Rows from a dataset of pages and code
--*--
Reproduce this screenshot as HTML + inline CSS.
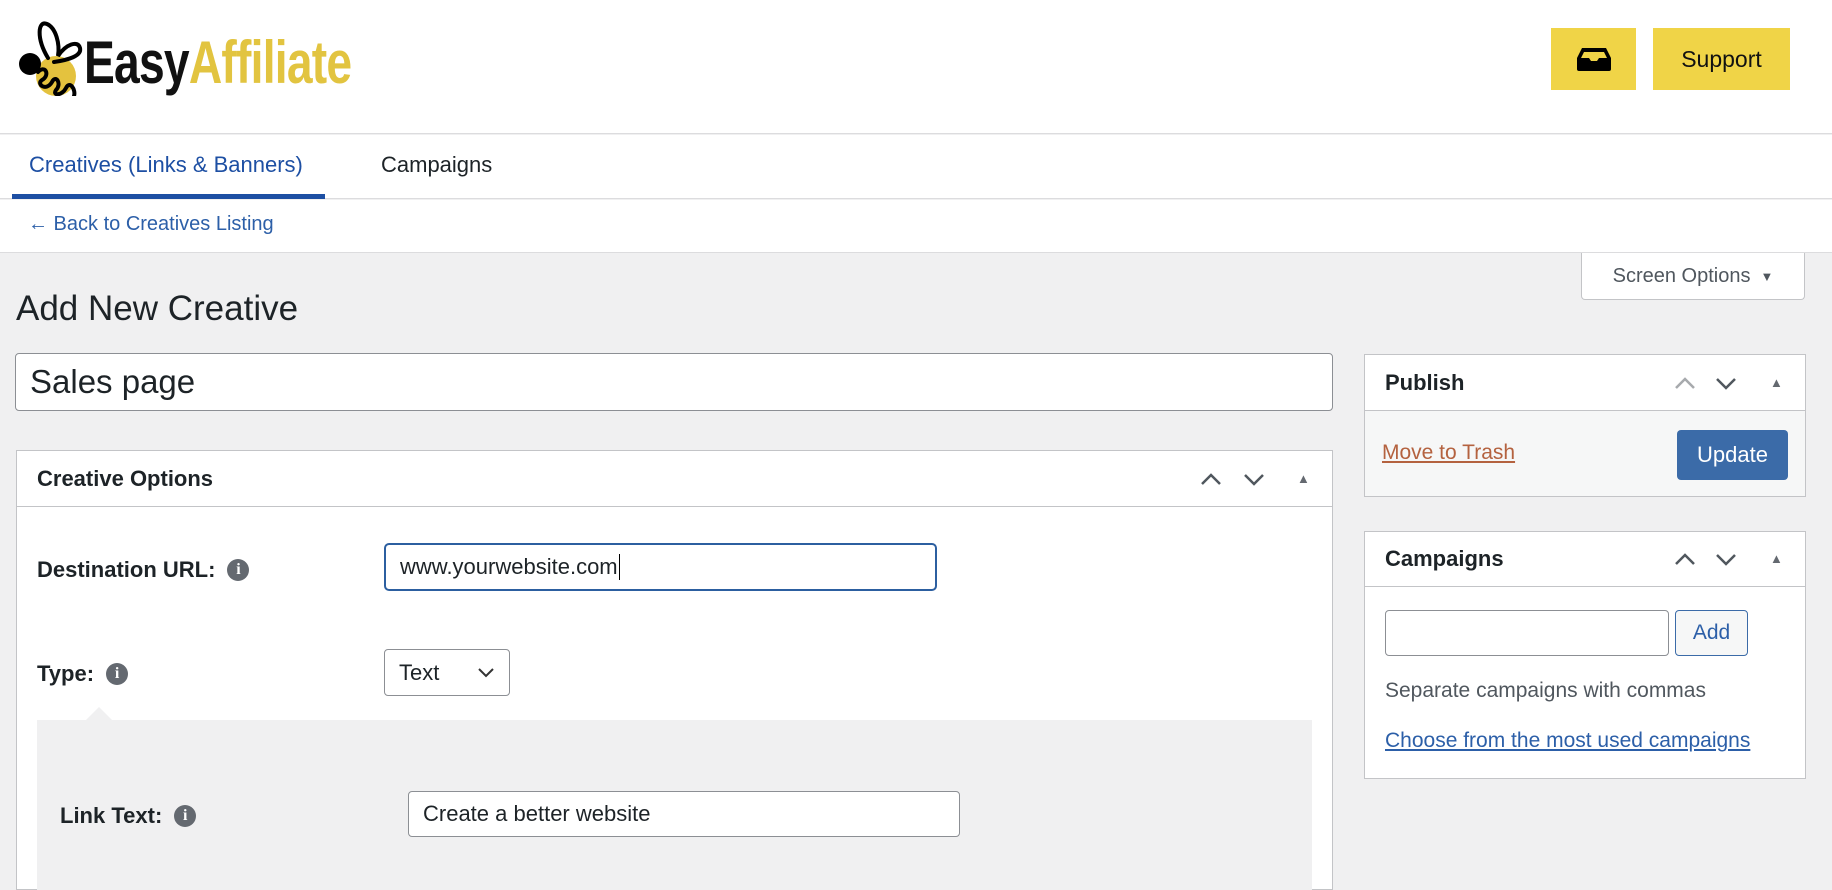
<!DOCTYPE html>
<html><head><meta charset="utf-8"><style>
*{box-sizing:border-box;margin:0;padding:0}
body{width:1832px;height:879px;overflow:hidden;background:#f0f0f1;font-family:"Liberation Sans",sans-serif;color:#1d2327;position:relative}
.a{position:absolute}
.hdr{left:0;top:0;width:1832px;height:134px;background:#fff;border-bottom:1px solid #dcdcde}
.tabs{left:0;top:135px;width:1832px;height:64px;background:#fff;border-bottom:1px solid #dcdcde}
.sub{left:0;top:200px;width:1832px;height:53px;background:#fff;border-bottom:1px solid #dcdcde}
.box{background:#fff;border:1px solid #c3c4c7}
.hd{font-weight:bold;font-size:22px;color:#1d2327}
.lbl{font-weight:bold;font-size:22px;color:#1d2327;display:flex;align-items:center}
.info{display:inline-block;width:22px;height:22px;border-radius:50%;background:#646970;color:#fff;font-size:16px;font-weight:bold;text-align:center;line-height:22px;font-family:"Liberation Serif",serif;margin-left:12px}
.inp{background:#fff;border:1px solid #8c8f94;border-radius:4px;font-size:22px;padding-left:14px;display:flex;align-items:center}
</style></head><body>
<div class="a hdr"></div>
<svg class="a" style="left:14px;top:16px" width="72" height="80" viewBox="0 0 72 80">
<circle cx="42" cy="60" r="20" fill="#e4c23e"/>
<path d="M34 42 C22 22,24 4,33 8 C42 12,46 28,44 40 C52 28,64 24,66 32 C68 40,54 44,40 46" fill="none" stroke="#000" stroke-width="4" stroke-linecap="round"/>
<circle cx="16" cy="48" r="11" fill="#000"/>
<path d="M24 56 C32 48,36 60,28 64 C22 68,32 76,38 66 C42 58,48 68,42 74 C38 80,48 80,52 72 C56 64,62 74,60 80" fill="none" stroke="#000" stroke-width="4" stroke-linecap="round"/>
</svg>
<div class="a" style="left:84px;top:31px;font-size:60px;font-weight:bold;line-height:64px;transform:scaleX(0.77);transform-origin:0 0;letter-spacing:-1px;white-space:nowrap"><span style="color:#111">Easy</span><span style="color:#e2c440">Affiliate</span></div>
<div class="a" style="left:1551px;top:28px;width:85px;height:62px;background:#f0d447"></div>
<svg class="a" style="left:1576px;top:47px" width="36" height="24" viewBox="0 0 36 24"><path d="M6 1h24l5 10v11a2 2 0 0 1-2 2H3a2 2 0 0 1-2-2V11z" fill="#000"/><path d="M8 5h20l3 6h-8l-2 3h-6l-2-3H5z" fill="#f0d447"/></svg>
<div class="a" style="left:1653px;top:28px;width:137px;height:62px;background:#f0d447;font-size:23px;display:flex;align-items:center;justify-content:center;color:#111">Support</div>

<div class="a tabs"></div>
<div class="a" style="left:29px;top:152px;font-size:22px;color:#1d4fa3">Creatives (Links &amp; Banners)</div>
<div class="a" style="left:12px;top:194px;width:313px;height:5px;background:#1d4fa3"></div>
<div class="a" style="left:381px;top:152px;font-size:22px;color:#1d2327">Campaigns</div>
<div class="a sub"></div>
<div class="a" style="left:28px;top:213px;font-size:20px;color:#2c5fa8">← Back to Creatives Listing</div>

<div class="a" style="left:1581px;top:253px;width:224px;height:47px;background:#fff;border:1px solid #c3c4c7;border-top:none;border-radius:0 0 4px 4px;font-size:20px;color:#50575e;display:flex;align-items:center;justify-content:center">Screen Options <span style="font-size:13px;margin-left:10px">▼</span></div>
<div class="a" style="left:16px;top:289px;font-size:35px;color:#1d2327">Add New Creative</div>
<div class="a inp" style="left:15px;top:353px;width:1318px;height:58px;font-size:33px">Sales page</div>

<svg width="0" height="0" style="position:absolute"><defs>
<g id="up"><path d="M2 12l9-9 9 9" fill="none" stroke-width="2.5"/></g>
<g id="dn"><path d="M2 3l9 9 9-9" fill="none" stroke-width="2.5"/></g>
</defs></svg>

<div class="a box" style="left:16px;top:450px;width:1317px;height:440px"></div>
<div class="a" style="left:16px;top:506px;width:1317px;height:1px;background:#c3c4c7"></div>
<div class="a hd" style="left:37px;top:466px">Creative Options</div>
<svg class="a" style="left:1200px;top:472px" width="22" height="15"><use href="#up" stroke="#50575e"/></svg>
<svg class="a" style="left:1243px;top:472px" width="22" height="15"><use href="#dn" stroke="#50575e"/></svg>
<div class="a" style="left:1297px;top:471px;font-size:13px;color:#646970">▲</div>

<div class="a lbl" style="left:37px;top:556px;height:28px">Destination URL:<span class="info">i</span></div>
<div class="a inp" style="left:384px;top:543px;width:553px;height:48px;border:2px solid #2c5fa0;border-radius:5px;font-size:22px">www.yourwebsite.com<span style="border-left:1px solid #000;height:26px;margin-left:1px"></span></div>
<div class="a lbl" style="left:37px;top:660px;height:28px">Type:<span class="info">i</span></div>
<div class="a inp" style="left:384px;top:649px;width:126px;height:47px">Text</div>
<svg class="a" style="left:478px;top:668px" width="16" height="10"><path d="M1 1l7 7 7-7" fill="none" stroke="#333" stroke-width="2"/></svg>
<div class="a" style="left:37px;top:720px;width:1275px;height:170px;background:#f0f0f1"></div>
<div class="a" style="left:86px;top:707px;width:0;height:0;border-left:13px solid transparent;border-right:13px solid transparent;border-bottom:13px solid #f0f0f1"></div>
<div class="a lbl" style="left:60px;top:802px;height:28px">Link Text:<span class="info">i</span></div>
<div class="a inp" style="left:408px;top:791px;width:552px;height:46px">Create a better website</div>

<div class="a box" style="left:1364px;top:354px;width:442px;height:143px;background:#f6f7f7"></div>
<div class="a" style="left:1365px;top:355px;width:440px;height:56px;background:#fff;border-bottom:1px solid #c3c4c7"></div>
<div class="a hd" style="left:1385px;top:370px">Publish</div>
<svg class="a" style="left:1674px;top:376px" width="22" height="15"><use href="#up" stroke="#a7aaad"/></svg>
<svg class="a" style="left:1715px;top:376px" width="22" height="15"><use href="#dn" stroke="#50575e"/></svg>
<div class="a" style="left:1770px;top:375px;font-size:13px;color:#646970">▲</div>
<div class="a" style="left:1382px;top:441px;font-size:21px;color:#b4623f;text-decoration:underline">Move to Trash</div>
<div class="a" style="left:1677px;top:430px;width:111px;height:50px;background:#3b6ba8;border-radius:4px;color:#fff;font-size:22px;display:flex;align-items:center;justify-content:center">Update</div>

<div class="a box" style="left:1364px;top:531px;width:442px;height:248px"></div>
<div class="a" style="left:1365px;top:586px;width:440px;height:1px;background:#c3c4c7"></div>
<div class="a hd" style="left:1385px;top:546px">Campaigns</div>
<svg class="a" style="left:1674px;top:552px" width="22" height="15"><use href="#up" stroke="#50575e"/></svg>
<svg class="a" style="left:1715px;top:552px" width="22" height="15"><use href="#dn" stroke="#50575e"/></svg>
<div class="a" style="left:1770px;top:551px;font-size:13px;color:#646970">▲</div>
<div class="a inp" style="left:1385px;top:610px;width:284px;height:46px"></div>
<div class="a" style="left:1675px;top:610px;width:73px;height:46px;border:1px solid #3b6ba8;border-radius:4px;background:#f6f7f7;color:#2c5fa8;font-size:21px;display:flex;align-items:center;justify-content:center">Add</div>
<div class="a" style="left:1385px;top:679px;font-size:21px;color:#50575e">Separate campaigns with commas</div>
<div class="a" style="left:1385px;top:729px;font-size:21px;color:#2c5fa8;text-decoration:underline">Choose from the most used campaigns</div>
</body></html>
--*--
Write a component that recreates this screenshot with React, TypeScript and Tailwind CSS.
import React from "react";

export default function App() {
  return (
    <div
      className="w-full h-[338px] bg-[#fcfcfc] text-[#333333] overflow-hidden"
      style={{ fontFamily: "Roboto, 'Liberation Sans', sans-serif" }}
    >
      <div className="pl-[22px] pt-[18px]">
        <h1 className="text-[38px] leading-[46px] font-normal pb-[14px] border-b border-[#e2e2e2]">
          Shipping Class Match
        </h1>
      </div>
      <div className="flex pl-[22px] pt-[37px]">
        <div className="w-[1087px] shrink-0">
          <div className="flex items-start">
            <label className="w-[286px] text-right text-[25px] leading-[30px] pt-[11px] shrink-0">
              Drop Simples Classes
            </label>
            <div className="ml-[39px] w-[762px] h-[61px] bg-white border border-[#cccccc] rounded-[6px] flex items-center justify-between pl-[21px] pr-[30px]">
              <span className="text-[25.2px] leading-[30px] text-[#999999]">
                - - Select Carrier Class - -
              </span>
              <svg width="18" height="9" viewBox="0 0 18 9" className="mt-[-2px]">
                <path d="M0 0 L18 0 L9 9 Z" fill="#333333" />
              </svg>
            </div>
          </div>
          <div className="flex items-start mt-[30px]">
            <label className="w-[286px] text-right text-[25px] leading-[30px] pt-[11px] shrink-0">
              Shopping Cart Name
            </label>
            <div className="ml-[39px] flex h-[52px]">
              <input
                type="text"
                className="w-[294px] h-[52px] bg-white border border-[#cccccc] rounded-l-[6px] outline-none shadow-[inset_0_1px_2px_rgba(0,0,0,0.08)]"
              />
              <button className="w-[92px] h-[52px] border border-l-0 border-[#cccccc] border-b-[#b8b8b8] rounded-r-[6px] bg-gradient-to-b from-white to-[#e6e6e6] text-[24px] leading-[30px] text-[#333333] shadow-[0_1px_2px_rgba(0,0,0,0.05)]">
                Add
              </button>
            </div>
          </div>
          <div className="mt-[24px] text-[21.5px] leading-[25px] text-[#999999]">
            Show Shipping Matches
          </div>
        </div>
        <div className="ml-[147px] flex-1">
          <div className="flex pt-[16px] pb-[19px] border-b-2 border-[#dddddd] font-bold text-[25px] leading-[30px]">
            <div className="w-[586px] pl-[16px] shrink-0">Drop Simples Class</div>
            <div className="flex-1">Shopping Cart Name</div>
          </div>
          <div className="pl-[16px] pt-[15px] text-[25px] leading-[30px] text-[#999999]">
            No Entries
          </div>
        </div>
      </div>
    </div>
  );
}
--*--
--- REQUIREMENT ---
Return from the data every line that holds "React".

--- ANSWER TO THIS PROBLEM ---
Write a component that recreates this screenshot with React, TypeScript and Tailwind CSS.
import React from "react";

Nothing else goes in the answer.